ORIENTAL BANK v. HUTCHINGS

United States District Court, District of Virgin Islands (2022)

Facts

Issue

Holding — Miller, J.

Rule

Reasoning

Deep Dive: How the Court Reached Its Decision

Timeliness of Sapphire's Motion

The court found that Sapphire's motion to intervene was timely, despite the original complaint being filed in 2019. It noted that there had been minimal progress in the case, with no discovery or contested motion practice taking place since the filing of the complaint. The Bank had recorded a lis pendens in November 2019, but Sapphire argued that it was not aware of the case until just before it moved to intervene. The court took into account that the Bank's motion for default judgment indicated the case was in its final stages, yet the lack of activity was largely due to the defendants' failure to respond. Sapphire claimed it filed its motion out of an abundance of caution and to protect its interests, particularly in light of ongoing settlement negotiations. The Bank contended that Sapphire should have been aware of the litigation sooner, given the outstanding dues owed by the Hutchings. However, the court determined that the Bank had not demonstrated any prejudice that would result from Sapphire's intervention, ultimately concluding that the motion was timely.

Sapphire's Interest in the Litigation

The court assessed Sapphire's claim to have a sufficient interest in the litigation, focusing on its statutory lien for unpaid condominium dues. It recognized that Sapphire's interest was economically significant, amounting to $25,011.81, and was legally cognizable under 28 V.I.C. § 922(a). The Bank argued that Sapphire's lien was inferior and thus did not constitute a legally protectable interest, suggesting that Sapphire's economic stake was insufficient to warrant intervention. However, the court emphasized that Sapphire's interest was direct and clearly defined, as it was tied to a debt owed by the Hutchings. The court clarified that while economic interests alone may not suffice for intervention, Sapphire's lien was a recognized legal claim that could be directly affected by the outcome of the foreclosure. Additionally, the court noted that Sapphire's interest would be at stake if the Bank's proposed judgment foreclosed all claims without acknowledging Sapphire's lien. Thus, the court found that Sapphire had adequately demonstrated a significant protectable interest in the litigation.

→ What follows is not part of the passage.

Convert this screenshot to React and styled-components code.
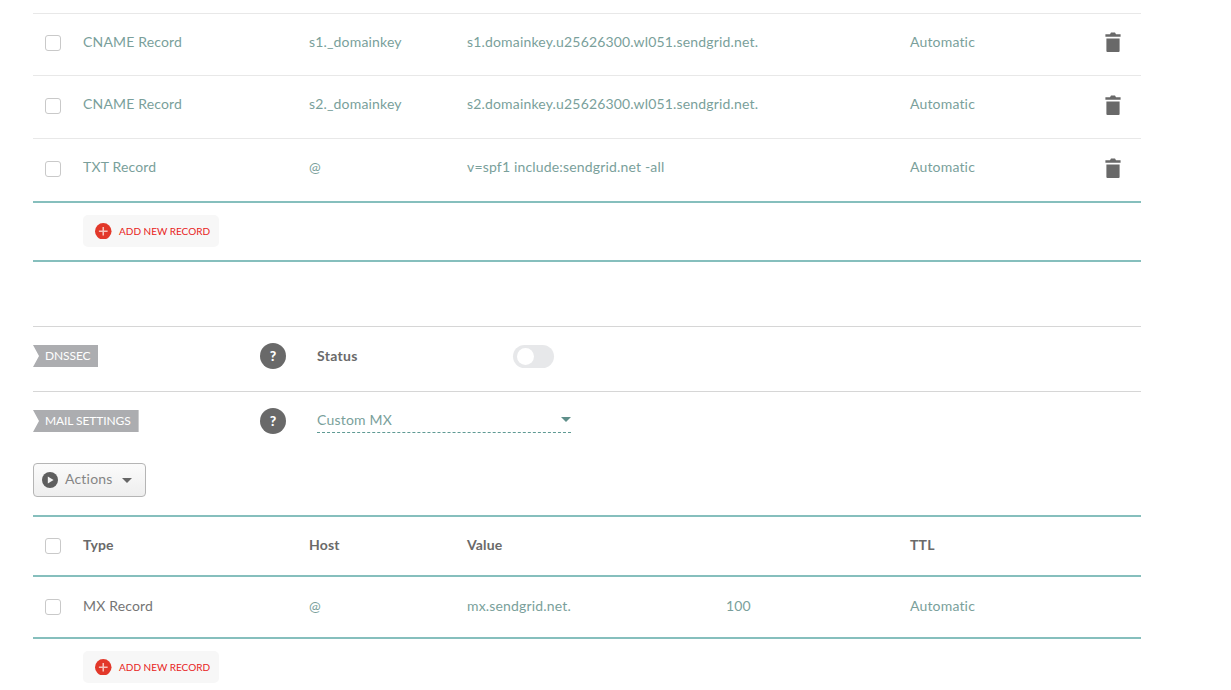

Potential Impairment of Interest

The court examined whether Sapphire's interest could be impaired by the outcome of the foreclosure action if it was not allowed to intervene. It recognized that a judgment in favor of the Bank could preclude Sapphire from collecting its dues, as the Bank sought to foreclose all liens against the property. The court pointed out that if the Bank's proposed remedy was granted, Sapphire would lose the opportunity to assert its lien and potentially share in the proceeds of a foreclosure sale. The Bank contended that Sapphire's interests were adequately protected by its separate foreclosure action, but the court found that merely filing another action would not prevent impairment of Sapphire's rights in this case. The court concluded that Sapphire's interests would indeed be at risk if the action proceeded without its participation, solidifying the basis for its intervention.

Adequacy of Representation

The court addressed the necessity for Sapphire to demonstrate that its interests were not adequately represented by the existing parties. It noted that the Bank's First Amended Complaint sought foreclosure of all liens and claims, which could undermine Sapphire's ability to protect its interests. While the Bank argued it could modify its proposed judgment to account for Sapphire's lien, the court highlighted that this modification was not guaranteed and did not ensure adequate representation. Sapphire asserted that it had always held a lien on the property, suggesting that the Bank's interests did not align with its own. The court concluded that the Bank's pursuit of an all-encompassing foreclosure did not sufficiently reflect or protect Sapphire's specific interests, thereby satisfying the requirement that Sapphire’s representation may be inadequate.

Permissive Intervention

In addition to intervention as a matter of right, the court found that Sapphire also satisfied the criteria for permissive intervention under FRCP 24(b). The court noted that Sapphire's motion was timely and that there were common questions of law and fact between the claims of the Bank and Sapphire regarding the liens on the Hutchings' property. The court emphasized that permitting Sapphire to intervene would not unduly delay or prejudice the adjudication of the Bank's rights. The court exercised its discretion to allow permissive intervention, reinforcing that Sapphire's involvement could contribute meaningfully to the resolution of the dispute while protecting its interests. Ultimately, the court granted Sapphire's motion to intervene both as a matter of right and permissively, recognizing the merits of its claims.